Researchers found that at six months, the monolingual infants could discriminate between phonetic sounds, whether they were uttered in the language they were used to hearing or in another language not spoken in their homes. By 10 to 12 months, however, monolingual babies were no longer detecting sounds in the second language, only in the language they usually heard.
The researchers suggested that this represents a process of ''neural commitment'', in which the infant brain wires itself to understand one language and its sounds.
In contrast, the bilingual infants followed a different developmental trajectory. At six to nine months, they did not detect differences in phonetic sounds in either language, but when they were older - 10 to 12 months - they were able to discriminate sounds in both.
''What the study demonstrates is that the variability in bilingual babies' experience keeps them open,'' says Dr Patricia Kuhl, co-director of the Institute for Learning and Brain Sciences at the University of Washington and one of the authors of the study. ''They do not show the perceptual narrowing as soon as monolingual babies do.
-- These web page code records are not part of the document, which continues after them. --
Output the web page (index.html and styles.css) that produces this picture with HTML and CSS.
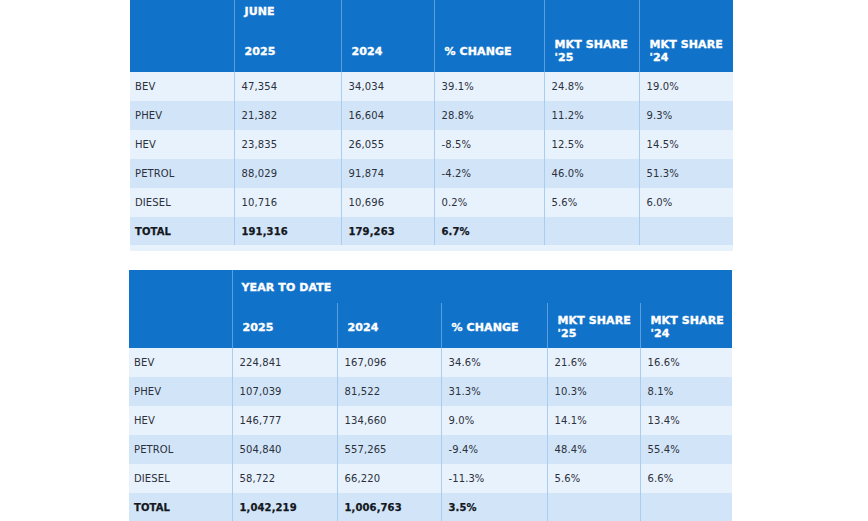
FILE: index.html
```html
<!DOCTYPE html>
<html lang="en">
<head>
<meta charset="utf-8">
<title>Sales tables</title>
<link rel="stylesheet" href="styles.css">
</head>
<body>
<div class="page">
  <div class="block block-june">
    <table class="sales sales-june">
      <colgroup>
        <col style="width:104px"><col style="width:107px"><col style="width:93px">
        <col style="width:110px"><col style="width:95px"><col style="width:94px">
      </colgroup>
      <thead>
        <tr class="head-top">
          <th></th>
          <th>JUNE</th>
          <th></th>
          <th></th>
          <th></th>
          <th></th>
        </tr>
        <tr class="head-sub">
          <th></th>
          <th>2025</th>
          <th>2024</th>
          <th>% CHANGE</th>
          <th>MKT SHARE<br>'25</th>
          <th>MKT SHARE<br>'24</th>
        </tr>
      </thead>
      <tbody>
        <tr><td>BEV</td><td>47,354</td><td>34,034</td><td>39.1%</td><td>24.8%</td><td>19.0%</td></tr>
        <tr><td>PHEV</td><td>21,382</td><td>16,604</td><td>28.8%</td><td>11.2%</td><td>9.3%</td></tr>
        <tr><td>HEV</td><td>23,835</td><td>26,055</td><td>-8.5%</td><td>12.5%</td><td>14.5%</td></tr>
        <tr><td>PETROL</td><td>88,029</td><td>91,874</td><td>-4.2%</td><td>46.0%</td><td>51.3%</td></tr>
        <tr><td>DIESEL</td><td>10,716</td><td>10,696</td><td>0.2%</td><td>5.6%</td><td>6.0%</td></tr>
        <tr class="total"><td>TOTAL</td><td>191,316</td><td>179,263</td><td>6.7%</td><td></td><td></td></tr>
      </tbody>
    </table>
  </div>

  <div class="block block-ytd">
    <table class="sales sales-ytd">
      <colgroup>
        <col style="width:103px"><col style="width:105px"><col style="width:104px">
        <col style="width:106px"><col style="width:93px"><col style="width:92px">
      </colgroup>
      <thead>
        <tr class="head-top">
          <th rowspan="2" class="corner"></th>
          <th colspan="5">YEAR TO DATE</th>
        </tr>
        <tr class="head-sub">
          <th>2025</th>
          <th>2024</th>
          <th>% CHANGE</th>
          <th>MKT SHARE<br>'25</th>
          <th>MKT SHARE<br>'24</th>
        </tr>
      </thead>
      <tbody>
        <tr><td>BEV</td><td>224,841</td><td>167,096</td><td>34.6%</td><td>21.6%</td><td>16.6%</td></tr>
        <tr><td>PHEV</td><td>107,039</td><td>81,522</td><td>31.3%</td><td>10.3%</td><td>8.1%</td></tr>
        <tr><td>HEV</td><td>146,777</td><td>134,660</td><td>9.0%</td><td>14.1%</td><td>13.4%</td></tr>
        <tr><td>PETROL</td><td>504,840</td><td>557,265</td><td>-9.4%</td><td>48.4%</td><td>55.4%</td></tr>
        <tr><td>DIESEL</td><td>58,722</td><td>66,220</td><td>-11.3%</td><td>5.6%</td><td>6.6%</td></tr>
        <tr class="total"><td>TOTAL</td><td>1,042,219</td><td>1,006,763</td><td>3.5%</td><td></td><td></td></tr>
      </tbody>
    </table>
  </div>
</div>
</body>
</html>
```

FILE: styles.css
```css
html, body {
  margin: 0;
  padding: 0;
  background: #ffffff;
}

.page {
  display: flex;
  flex-direction: column;
  gap: 19px;
  padding-left: 130px;
}

.block {
  width: 603px;
}

.block-june {
  margin-top: -6px;
  background: #e8f2fd;
  padding-bottom: 6px;
}

.block-ytd {
  margin-left: -1px;
}

.sales {
  width: 603px;
  table-layout: fixed;
  border-collapse: collapse;
  border-spacing: 0;
  font-family: "DejaVu Sans", "Liberation Sans", sans-serif;
}

.sales th,
.sales td {
  box-sizing: border-box;
}

.sales th {
  background: #1172c9;
  color: #ffffff;
  font-family: "DejaVu Sans", sans-serif;
  font-weight: bold;
  font-size: 11px;
  line-height: 13px;
  letter-spacing: 0.1px;
  -webkit-text-stroke: 0.35px #ffffff;
  text-align: left;
  vertical-align: middle;
  padding: 1px 0 0 10px;
  white-space: nowrap;
}

.sales .head-top th {
  height: 33px;
}

.sales .head-sub th {
  height: 45px;
  padding-top: 3px;
}

.sales-june th + th {
  border-left: 1px solid #5a9fe0;
}

.sales-ytd .corner {
  border-right: 1px solid #5a9fe0;
}

.sales-ytd .head-top th[colspan] {
  padding-left: 9px;
}

.sales-ytd .head-sub th + th {
  border-left: 1px solid #5a9fe0;
}

.sales td {
  height: 29px;
  padding: 1px 0 0 7px;
  font-size: 10px;
  line-height: 12px;
  letter-spacing: 0.1px;
  color: #2b303a;
  vertical-align: middle;
  white-space: nowrap;
}

.sales td:first-child {
  padding-left: 5px;
}

.sales td + td {
  border-left: 1px solid #a8cdf0;
}

.sales tbody tr:nth-child(odd) td {
  background: #e8f2fd;
}

.sales tbody tr:nth-child(even) td {
  background: #d2e5f8;
}

.sales tbody tr.total td {
  height: 28px;
  font-weight: bold;
  color: #14171d;
  -webkit-text-stroke: 0.25px #14171d;
}
```
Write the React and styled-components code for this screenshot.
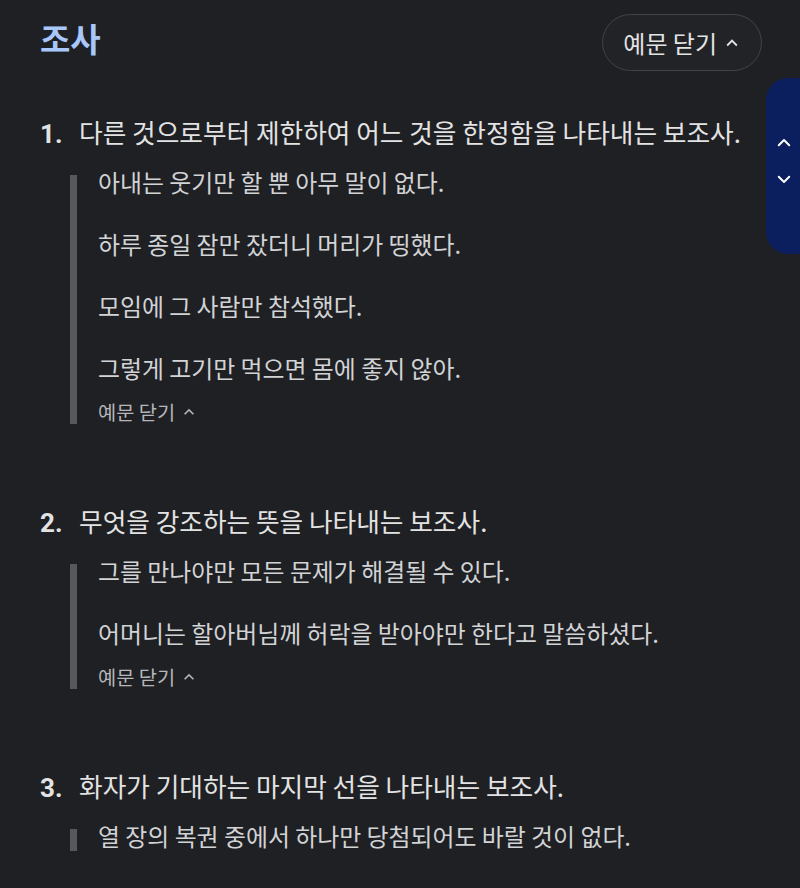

It's another piece of evidence that what you experience shapes the brain.''
The learning of language - and the effects on the brain of the language we hear - may begin even earlier than six months of age.
Over the past decade, Ellen Bialystok, a research professor of psychology at York University in Toronto, has shown that bilingual children develop crucial skills in addition to their double vocabularies, learning different ways to solve logic problems or to handle multitasking, skills that are often considered part of the brain's so-called executive function.
''Overwhelmingly, children who are bilingual from early on have precocious development of executive function,'' Bialystok said.